As with both of you, I'd love to see some more work with Brachyplatystoma. I'm particularly interested in the phylogeny of the group, especially following the work of Dr. Lundberg on the genus and how he split capapretum off of filamentosum. Finding specific morphological traits to validate the difference was evidently quite difficult, and was done with the shape and number of teeth.
Of course now, many of us in the hobby can look at young filas and capas and spot them instantly, but those differences could certainly fit within the range of genetic variability of one species, similar to what we're seeing with the variability in tigrinum or juruense. The possibility exists for sister species to exist within both of these species, forming a sister complex. This is what happened with the ATF; when a genetic diversity study was done, it was found that that there were three undescribed sister species or subspecies to VATF. The original VATF would be correctly referred to as
H. vittatus sensu stricto, with the three VATF sister species/subspecies being referred to as
H. vittatus sensu lato until such time as they're formally described and named. TATF was found to be an extremely closely related sister species to the vittatus complex, but just outside of it. It is a VATF complex species that underwent allopatric speciation to become something unique. The VATF species complex will eventually do the same if something should prevent them from being able to continue to swap genetic information.

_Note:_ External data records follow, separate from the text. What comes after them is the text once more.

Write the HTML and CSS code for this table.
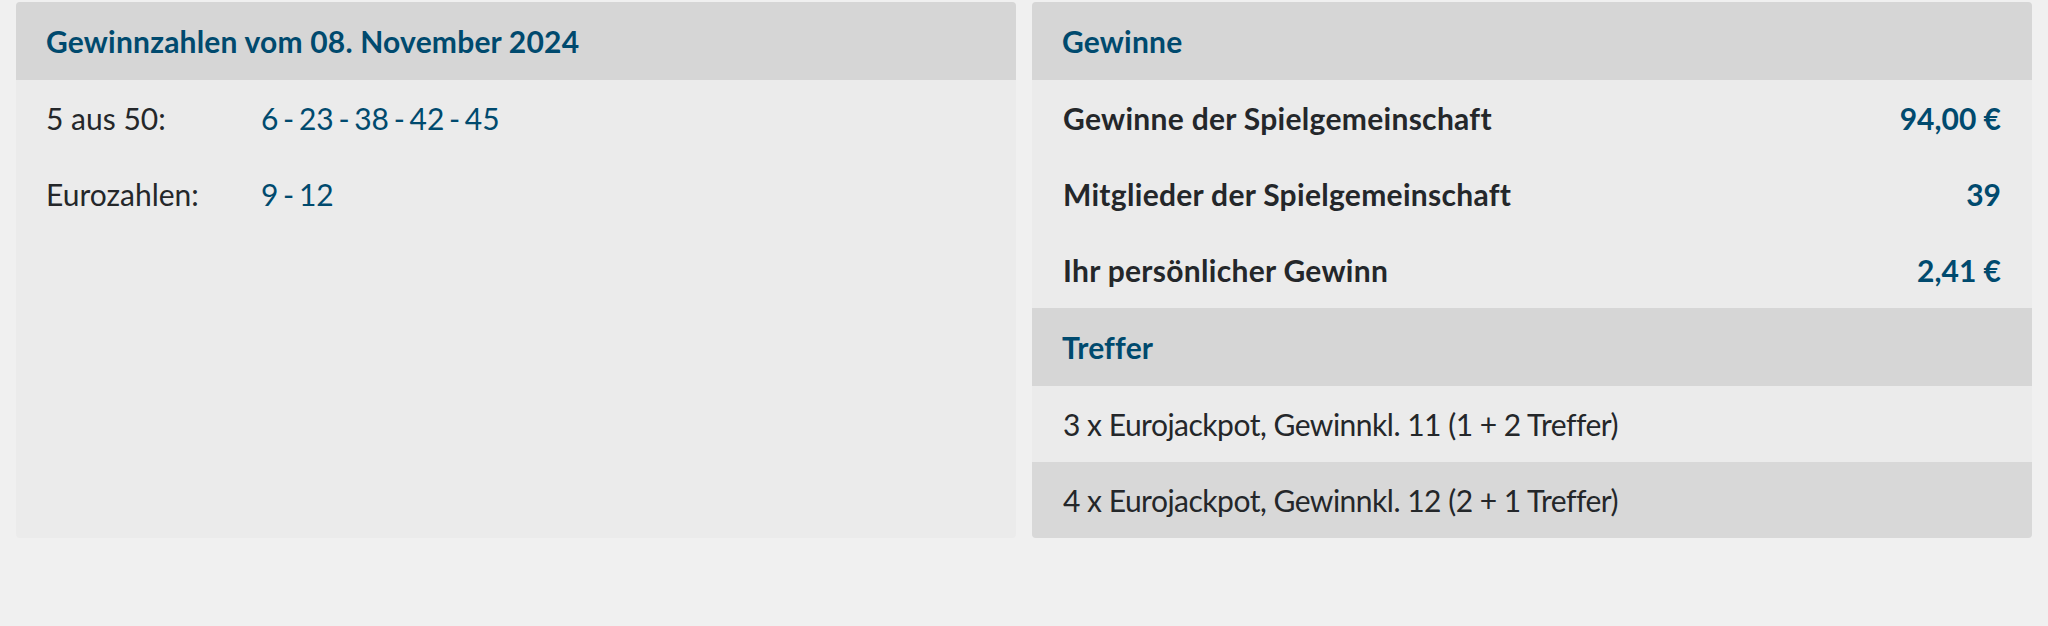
FILE: index.html
```html
<!DOCTYPE html>
<html lang="de">
<head>
<meta charset="utf-8">
<title>Gewinnzahlen</title>
<link rel="stylesheet" href="styles.css">
</head>
<body>
<main class="page">
  <section class="panel">
    <h2 class="panel-head">Gewinnzahlen vom 08. November 2024</h2>
    <div class="draw-row"><span class="draw-label">5 aus 50:</span><span class="draw-value">6 - 23 - 38 - 42 - 45</span></div>
    <div class="draw-row"><span class="draw-label">Eurozahlen:</span><span class="draw-value">9 - 12</span></div>
  </section>
  <section class="panel">
    <h2 class="panel-head">Gewinne</h2>
    <div class="win-row"><span class="win-label">Gewinne der Spielgemeinschaft</span><span class="win-value">94,00 €</span></div>
    <div class="win-row"><span class="win-label">Mitglieder der Spielgemeinschaft</span><span class="win-value">39</span></div>
    <div class="win-row"><span class="win-label">Ihr persönlicher Gewinn</span><span class="win-value">2,41 €</span></div>
    <h2 class="panel-head">Treffer</h2>
    <div class="hit-row">3 x Eurojackpot, Gewinnkl. 11 (1 + 2 Treffer)</div>
    <div class="hit-row hit-row-alt">4 x Eurojackpot, Gewinnkl. 12 (2 + 1 Treffer)</div>
  </section>
</main>
</body>
</html>
```

FILE: styles.css
```css
html, body {
  margin: 0;
  padding: 0;
}
body {
  background: #f0f0f0;
  font-family: "Lato", "Noto Sans", sans-serif;
  color: #24272a;
  width: 2048px;
  height: 626px;
}
.page {
  display: grid;
  grid-template-columns: 1000px 1000px;
  column-gap: 16px;
  padding: 2px 16px 0;
  align-items: stretch;
}
.panel {
  background: #ebebeb;
  border-radius: 4px;
  overflow: hidden;
  display: flex;
  flex-direction: column;
}
.panel-head {
  margin: 0;
  height: 78px;
  display: flex;
  align-items: center;
  padding: 0 31px 0 30px;
  background: #d6d6d6;
  color: #004a6e;
  font-size: 30px;
  font-weight: 700;
  letter-spacing: 0.2px;
}
.draw-row {
  height: 76px;
  display: flex;
  align-items: center;
  padding: 0 30px;
  font-size: 30px;
}
.draw-label {
  width: 215px;
}
.draw-value {
  color: #004a6e;
  word-spacing: -3px;
}
.win-row {
  height: 76px;
  display: flex;
  align-items: center;
  justify-content: space-between;
  padding: 0 31px 0 31px;
  font-size: 30px;
  font-weight: 700;
}
.win-label {
  letter-spacing: 0.3px;
}
.win-value {
  color: #004a6e;
}
.hit-row {
  height: 76px;
  display: flex;
  align-items: center;
  padding: 0 31px;
  font-size: 30px;
  letter-spacing: -0.5px;
}
.hit-row-alt {
  background: #d8d8d8;
}
```
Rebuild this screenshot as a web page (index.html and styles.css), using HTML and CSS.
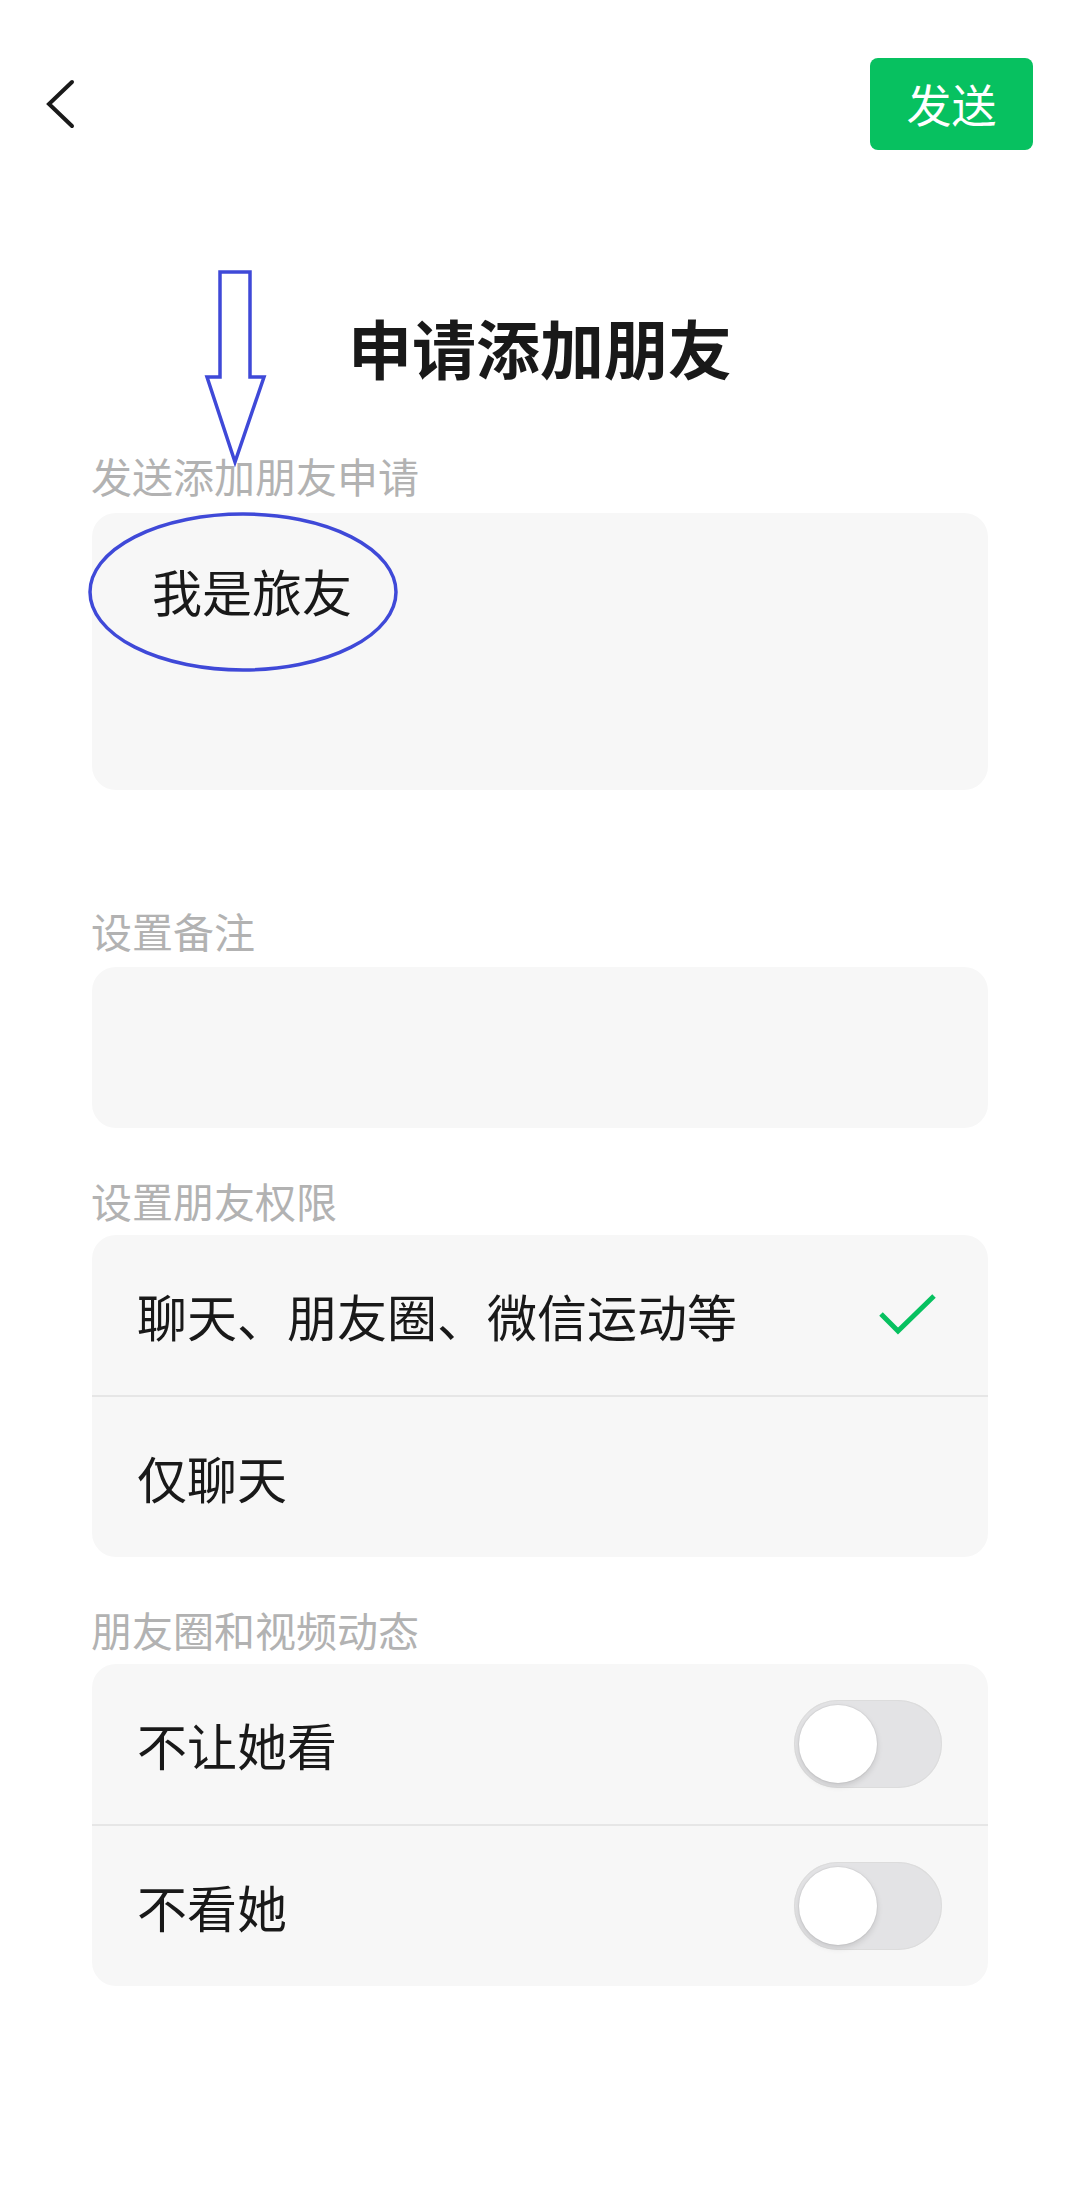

FATF has the same species complex thing going on, with at least one undescribed species or subspecies. There was also a cryptic species unrelated to anything previously known found, but it is most closely affiliated to the VATF complex.
Due to finally acquiring firm and reliable location data for what we were calling in the hobby TATF, we now know they're from the lower Congo from the same waters as GATF. It is impossible for them to be TATF with this reality, so following
fugupuff
's naming convention, I ascribed the name big eye to them. I *strongly* suspect that this fish is the undescribed crypic species. I'm working on a description, which will name this fish Hydrocynus acutus. In the hobby we also have a VATF
sensu lato species, which I refer to as H. cf. "stout vatf". It is in every way a VATF, and comes from VATF territory, but the scale counts are slightly off, they get a little bigger and they grow a little faster.
Without that genetic study, we'd never know of the mess that exists in Hydrocynus. The cryptic species, three sisters of VATF, at least one sister of FATF and more would all be completely unknown because they all *look* basically the same unless you're actively looking for differences that you know should be there due to genetics.
The same type of situation could easily exist within Brachyplatystoma, as is strongly inferred by Dr. Lundberg's definition of B. capapretum. I find this to be incredibly likely actually, given the high variability that we've seen in many species. The main issue that we'll run into however is how interconnected many of the rivers of South America are through the flood season, genetic drift may be difficult. There's also the issue of people not realizing the genetic diversity of things that are present, such as with the dorados (almost all the fish in the hobby are hybrids between franciscanus and brasiliensis due to farms mixing them and stocking them before it was clear they were different species; suppose I need to address that in that sticky, too).
All that is to say that it's possible that even if there
was additional speciation within Brachyplatystoma, it is entirely possible that we may no longer be able to define it, only recognize that it once existed, due to anthropogenic meddling in the gene pool (accidentally or otherwise).
Apologies for rambling on, sometimes I just allow a line of thought to meander through my mind to see what grows like the Nile meanders through the desert.